Werner Herzog, pour sa part, présentera Death Row, son documentaire-fleuve sur les prisonniers condamnés à mort. Suivront au moins trois films sur la catastrophe nucléaire de Fukushima, ainsi que des documentaires sur Bob Marley et sur Ai Weiwei, l'artiste chinois controversé.

En parlant de controverse, cet ingrédient indispensable à l'identité de la Berlinale a pris de l'avance. Le festival n'est même pas commencé qu'il est déjà attaqué par deux cinéastes allemands aux styles radicalement opposés, tous deux mécontents de la direction prise par le l'événement. D'un côté, il y a Doris Dörrie, une cinéaste grand public qui a connu un succès fulgurant dans les années 80 avec la comédie de moeurs Men. Or, bien qu'elle ait été invitée à présenter son dernier film, Glück, hors compétition, elle reproche à la Berlinale d'être coupée du grand public, plaidant que cette séparation est risquée et mal venue.

Au même moment, Klaus Lemke, le mauvais garçon du cinéma allemand indépendant, affirme exactement le contraire, reprochant à la compétition d'être trop commerciale et conçue par une bande d'enfants de maternelle sur le speed.

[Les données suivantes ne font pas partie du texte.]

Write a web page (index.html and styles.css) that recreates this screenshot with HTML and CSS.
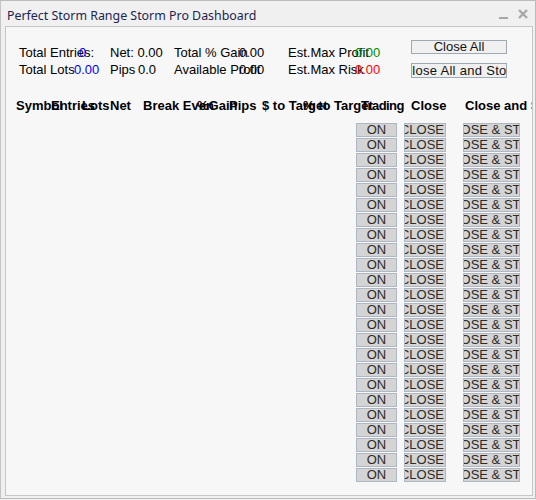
FILE: index.html
```html
<!DOCTYPE html>
<html>
<head>
<meta charset="utf-8">
<link rel="stylesheet" href="styles.css">
</head>
<body>
<div class="window">
  <div class="titlebar">
    <span class="title">Perfect Storm Range Storm Pro Dashboard</span>
    <span class="controls">
      <svg class="min" width="9" height="3" viewBox="0 0 9 3"><rect x="0" y="0" width="9" height="2" fill="#a8a8a8"/></svg>
      <svg class="close" width="10" height="10" viewBox="0 0 10 10"><path d="M1 1 L9 9 M9 1 L1 9" stroke="#a8a8a8" stroke-width="2.4"/></svg>
    </span>
  </div>
  <div class="panel">
    <div class="summary">
      <div class="stats">
        <span class="c1 s2">Total Entries:</span>
        <span class="c3 blue">0</span>
        <span class="c4 s2">Net: 0.00</span>
        <span class="c6">Total % Gain</span>
        <span class="c7">0.00</span>
        <span class="c8">Est.Max Profit</span>
        <span class="c9 green">0.00</span>

        <span class="c1">Total Lots</span>
        <span class="c2 s2 blue">0.00</span>
        <span class="c4">Pips</span>
        <span class="c5">0.0</span>
        <span class="c6">Available Profit</span>
        <span class="c7">0.00</span>
        <span class="c8">Est.Max Risk</span>
        <span class="c9 red">0.00</span>
      </div>
      <div class="actions">
        <button class="btn top-btn">Close All</button>
        <button class="btn top-btn wide"><span>Close All and Stop</span></button>
      </div>
    </div>
    <div class="header">
      <span class="h-symbol">Symbol</span>
      <span class="h-entries">Entries</span>
      <span class="h-lots">Lots</span>
      <span class="h-net">Net</span>
      <span class="h-be">Break Even</span>
      <span class="h-gain">%Gain</span>
      <span class="h-pips">Pips</span>
      <span class="h-dt">$ to Target</span>
      <span class="h-pt">% to Target</span>
      <span class="h-trading">Trading</span>
      <span class="h-close">Close</span>
      <span class="h-cs">Close and Stop</span>
    </div>
    <div class="rows" id="rows"></div>
  </div>
</div>
<script>
  var rows = document.getElementById('rows');
  var html = '';
  for (var i = 0; i < 24; i++) {
    html += '<div class="row"><button class="btn rb on">ON</button><button class="btn rb cl"><span>CLOSE</span></button><button class="btn rb cs">CLOSE &amp; STOP</button></div>';
  }
  rows.innerHTML = html;
</script>
</body>
</html>
```

FILE: styles.css
```css
html, body {
  margin: 0;
  padding: 0;
  background: #f0f0f0;
}
body {
  width: 536px;
  height: 500px;
  overflow: hidden;
}
.window {
  box-sizing: border-box;
  width: 536px;
  height: 499px;
  border: 1px solid #bcbcbc;
  border-left-color: #c4c4c4;
  background: #f0f0f0;
  display: flex;
  flex-direction: column;
}
.titlebar {
  height: 24px;
  flex: none;
  display: flex;
  align-items: center;
  justify-content: space-between;
  padding: 0 7px 0 6px;
}
.title {
  font-family: "Noto Sans", "DejaVu Sans", sans-serif;
  font-size: 12.4px;
  color: #1c2450;
  margin-top: 4px;
}
.controls {
  display: flex;
  align-items: center;
  gap: 10px;
  margin-top: 2px;
}
.controls .min { margin-top: 9px; }
.panel {
  flex: 1;
  margin: 1px 2px 2px 4px;
  border: 1px solid #c6c6c6;
  background: #f7f7f7;
  font-family: "Liberation Sans", Arial, sans-serif;
  font-size: 13px;
  color: #000;
  overflow: hidden;
}
.summary {
  display: flex;
  padding: 13px 0 0 13px;
}
.stats {
  display: grid;
  grid-template-columns: 55px 5px 31px 28px 36px 65px 49px 67px 56px;
  grid-auto-rows: 17px;
  line-height: 17px;
  margin-top: 4px;
  white-space: nowrap;
}
.stats span { overflow: visible; }
.c1 { grid-column-start: 1; }
.c2 { grid-column-start: 2; }
.c3 { grid-column-start: 3; }
.c4 { grid-column-start: 4; }
.c5 { grid-column-start: 5; }
.c6 { grid-column-start: 6; }
.c7 { grid-column-start: 7; }
.c8 { grid-column-start: 8; }
.c9 { grid-column-start: 9; }
.s2 { grid-column-end: span 2; }
.blue { color: #0000ff; }
.green { color: #008c00; }
.red { color: #ff0000; }
.actions {
  display: flex;
  flex-direction: column;
  gap: 9px;
}
.btn {
  font-family: "Liberation Sans", Arial, sans-serif;
  font-size: 13px;
  padding: 0;
  margin: 0;
  overflow: hidden;
  white-space: nowrap;
  display: flex;
  align-items: center;
  justify-content: center;
  box-sizing: border-box;
  line-height: 12px;
}
.btn span { flex: none; }
.top-btn {
  width: 96px;
  height: 14px;
  background: #f0f0f0;
  border: 1px solid #9ea9b6;
  color: #111;
}
.top-btn.wide {
  height: 15px;
  justify-content: flex-start;
}
.top-btn.wide span { margin-left: -9.5px; letter-spacing: 0.3px; }
.header {
  display: grid;
  grid-template-columns: 35px 31px 28px 33px 54px 32px 33px 41px 60px 48px 54px 80px;
  padding-left: 10px;
  margin-top: 19px;
  font-weight: bold;
  line-height: 17px;
  height: 17px;
  white-space: nowrap;
}
.h-trading { letter-spacing: -0.6px; margin-left: -2px; }
.rows {
  margin-top: 9px;
  padding-left: 350px;
  display: flex;
  flex-direction: column;
  gap: 1px;
}
.row {
  display: flex;
  height: 14px;
}
.rb {
  height: 14px;
  background: #d4d4d4;
  border: 1px solid #adb8c4;
  color: #2e2a26;
}
.on { width: 41px; margin-right: 7px; }
.cl { width: 42px; margin-right: 17px; justify-content: flex-end; }
.cl span { margin-right: 1px; }
.cs { width: 57px; }
```
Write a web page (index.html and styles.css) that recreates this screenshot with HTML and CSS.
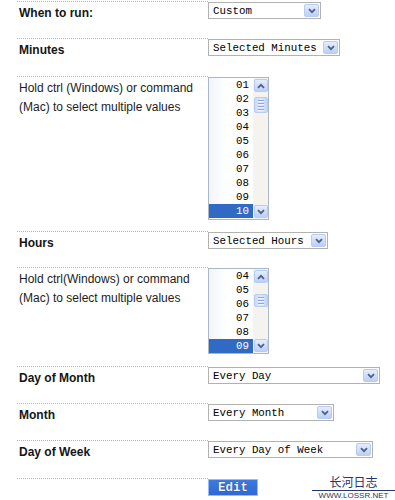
FILE: index.html
```html
<!DOCTYPE html>
<html>
<head>
<meta charset="utf-8">
<link rel="stylesheet" href="styles.css">
</head>
<body>
<div class="form">
  <div class="row h37">
    <div class="label strong">When to run:</div>
    <div class="field">
      <div class="select w113"><span>Custom</span><span class="dd"><svg width="8" height="6" viewBox="0 0 8 6"><polyline points="1,1.2 4,4.2 7,1.2" fill="none" stroke="#4d6185" stroke-width="1.8"/></svg></span></div>
    </div>
  </div>
  <div class="row h38">
    <div class="label strong">Minutes</div>
    <div class="field">
      <div class="select w132"><span>Selected Minutes</span><span class="dd"><svg width="8" height="6" viewBox="0 0 8 6"><polyline points="1,1.2 4,4.2 7,1.2" fill="none" stroke="#4d6185" stroke-width="1.8"/></svg></span></div>
    </div>
  </div>
  <div class="row h155">
    <div class="label">Hold ctrl (Windows) or command (Mac) to select multiple values</div>
    <div class="field">
      <div class="listbox list1">
        <div class="options">
          <div class="opt">01</div><div class="opt">02</div><div class="opt">03</div><div class="opt">04</div><div class="opt">05</div>
          <div class="opt">06</div><div class="opt">07</div><div class="opt">08</div><div class="opt">09</div><div class="opt sel">10</div>
        </div>
        <div class="scroll">
          <span class="sbtn"><svg width="8" height="6" viewBox="0 0 8 6"><polyline points="1,4.8 4,1.8 7,4.8" fill="none" stroke="#4d6185" stroke-width="1.8"/></svg></span>
          <span class="track"><span class="thumb t1"><i></i><i></i><i></i><i></i></span></span>
          <span class="sbtn"><svg width="8" height="6" viewBox="0 0 8 6"><polyline points="1,1.2 4,4.2 7,1.2" fill="none" stroke="#4d6185" stroke-width="1.8"/></svg></span>
        </div>
      </div>
    </div>
  </div>
  <div class="row h36">
    <div class="label strong">Hours</div>
    <div class="field">
      <div class="select w120"><span>Selected Hours</span><span class="dd"><svg width="8" height="6" viewBox="0 0 8 6"><polyline points="1,1.2 4,4.2 7,1.2" fill="none" stroke="#4d6185" stroke-width="1.8"/></svg></span></div>
    </div>
  </div>
  <div class="row h99">
    <div class="label">Hold ctrl(Windows) or command (Mac) to select multiple values</div>
    <div class="field">
      <div class="listbox list2">
        <div class="options">
          <div class="opt">04</div><div class="opt">05</div><div class="opt">06</div><div class="opt">07</div><div class="opt">08</div><div class="opt sel">09</div>
        </div>
        <div class="scroll">
          <span class="sbtn"><svg width="8" height="6" viewBox="0 0 8 6"><polyline points="1,4.8 4,1.8 7,4.8" fill="none" stroke="#4d6185" stroke-width="1.8"/></svg></span>
          <span class="track"><span class="thumb t2"><i></i><i></i><i></i></span></span>
          <span class="sbtn"><svg width="8" height="6" viewBox="0 0 8 6"><polyline points="1,1.2 4,4.2 7,1.2" fill="none" stroke="#4d6185" stroke-width="1.8"/></svg></span>
        </div>
      </div>
    </div>
  </div>
  <div class="row h37">
    <div class="label strong">Day of Month</div>
    <div class="field">
      <div class="select w172"><span>Every Day</span><span class="dd"><svg width="8" height="6" viewBox="0 0 8 6"><polyline points="1,1.2 4,4.2 7,1.2" fill="none" stroke="#4d6185" stroke-width="1.8"/></svg></span></div>
    </div>
  </div>
  <div class="row h37">
    <div class="label strong">Month</div>
    <div class="field">
      <div class="select w126"><span>Every Month</span><span class="dd"><svg width="8" height="6" viewBox="0 0 8 6"><polyline points="1,1.2 4,4.2 7,1.2" fill="none" stroke="#4d6185" stroke-width="1.8"/></svg></span></div>
    </div>
  </div>
  <div class="row h38">
    <div class="label strong">Day of Week</div>
    <div class="field">
      <div class="select w165"><span>Every Day of Week</span><span class="dd"><svg width="8" height="6" viewBox="0 0 8 6"><polyline points="1,1.2 4,4.2 7,1.2" fill="none" stroke="#4d6185" stroke-width="1.8"/></svg></span></div>
    </div>
  </div>
  <div class="row">
    <div class="label"></div>
    <div class="field">
      <button class="btn">Edit</button>
    </div>
  </div>
  <div class="wm">
    <div class="wm-cn">长河日志</div>
    <div class="wm-url">WWW.LOSSR.NET</div>
  </div>
</div>
</body>
</html>
```

FILE: styles.css
```css
html, body {
  margin: 0;
  background: #fff;
}
body {
  font-family: "Liberation Sans", Arial, sans-serif;
  font-size: 12px;
  color: #1c1c1c;
}
.form {
  position: relative;
  box-sizing: border-box;
  height: 500px;
  padding: 1px 0 0 17px;
}
.row {
  display: grid;
  grid-template-columns: 191px 1fr;
}
.h36 { height: 36px; }
.h37 { height: 37px; }
.h38 { height: 38px; }
.h99 { height: 99px; }
.h155 { height: 155px; }
.label {
  border-top: 1px dotted #b3b3b3;
  padding: 2px 2px 0 2px;
  line-height: 19px;
}
.label.strong {
  font-weight: bold;
  color: #151515;
}
.field {
  padding-top: 1px;
}
.select {
  display: flex;
  align-items: center;
  justify-content: space-between;
  box-sizing: border-box;
  height: 17px;
  border: 1px solid #b2b2b2;
  padding: 0 1px 0 4px;
  font-family: "Liberation Mono", "Courier New", monospace;
  font-size: 10.8px;
  color: #000;
  white-space: pre;
}
.w113 { width: 113px; }
.w120 { width: 120px; }
.w126 { width: 126px; }
.w132 { width: 132px; }
.w165 { width: 165px; }
.w172 { width: 172px; }
.dd, .sbtn {
  display: flex;
  align-items: center;
  justify-content: center;
  box-sizing: border-box;
  width: 15px;
  height: 13px;
  border: 1px solid #b8cbf2;
  border-radius: 2px;
  background: linear-gradient(#e6edfd, #bccff7);
}
.listbox {
  display: flex;
  box-sizing: border-box;
  width: 61px;
  border: 1px solid #a9b7c8;
  background: #fff;
}
.list1 { height: 143px; }
.list2 { height: 86px; }
.options {
  width: 44px;
  background: linear-gradient(90deg, #f0f4fa, #fff 40%);
}
.opt {
  height: 14px;
  line-height: 15px;
  text-align: right;
  padding-right: 4px;
  font-family: "Liberation Mono", "Courier New", monospace;
  font-size: 10.8px;
  color: #000;
}
.opt.sel {
  background: #316ac5;
  color: #fff;
}
.scroll {
  display: flex;
  flex-direction: column;
  width: 15px;
  padding: 1px 0 1px 1px;
  box-sizing: border-box;
  background: #f4f3ee;
}
.sbtn {
  width: 14px;
}
.track {
  flex: 1;
  display: flex;
  flex-direction: column;
}
.thumb {
  display: flex;
  flex-direction: column;
  align-items: center;
  justify-content: center;
  gap: 1px;
  box-sizing: border-box;
  width: 14px;
  border: 1px solid #b8cbf2;
  border-radius: 2px;
  background: linear-gradient(90deg, #cbdaf9, #dfe8fc 50%, #c3d4f8);
}
.thumb i {
  display: block;
  width: 6px;
  height: 1px;
  background: #8da6de;
  border-bottom: 1px solid #eef3fe;
}
.t1 { height: 16px; margin-top: 5px; }
.t2 { height: 13px; margin-top: 11px; }
.btn {
  display: block;
  box-sizing: border-box;
  width: 50px;
  height: 17px;
  margin: 0;
  padding: 0;
  border: 1px solid #98bcf3;
  background: linear-gradient(#3d7ae0, #2f69d2);
  color: #eef5ff;
  font-family: "Liberation Mono", "Courier New", monospace;
  font-weight: bold;
  font-size: 12.5px;
  line-height: 14px;
  text-shadow: 0 0 1px #0c2a66;
}
.wm {
  position: absolute;
  left: 312px;
  top: 474px;
  width: 83px;
  text-align: center;
  color: #24346c;
}
.wm-cn {
  font-family: "Noto Sans CJK SC", sans-serif;
  font-size: 12px;
  line-height: 16px;
  border-bottom: 1px solid #24346c;
}
.wm-url {
  font-family: "Liberation Sans", Arial, sans-serif;
  font-size: 8px;
  line-height: 9px;
}
```
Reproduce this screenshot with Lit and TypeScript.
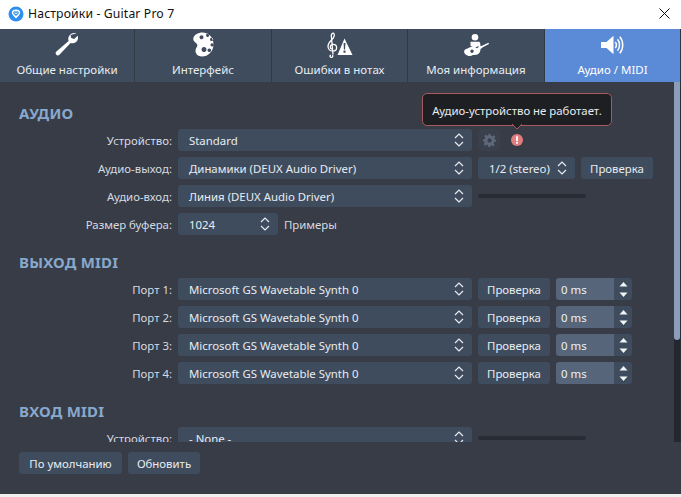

Comme son plus récent film, Berlin pour les héros, n'a pas été retenu par la Berlinale, Klaus Lemke a promis d'aller manifester sur le tapis rouge ce soir avec Saralisa Volm, une actrice plus reconnue pour ses seins nus que pour son talent.

Chose certaine, si ces deux-là veulent occuper le tapis rouge ce soir, ils auront intérêt à s'habiller jusqu'au cou, sinon à se pointer avec une tente ou un abri Tempo.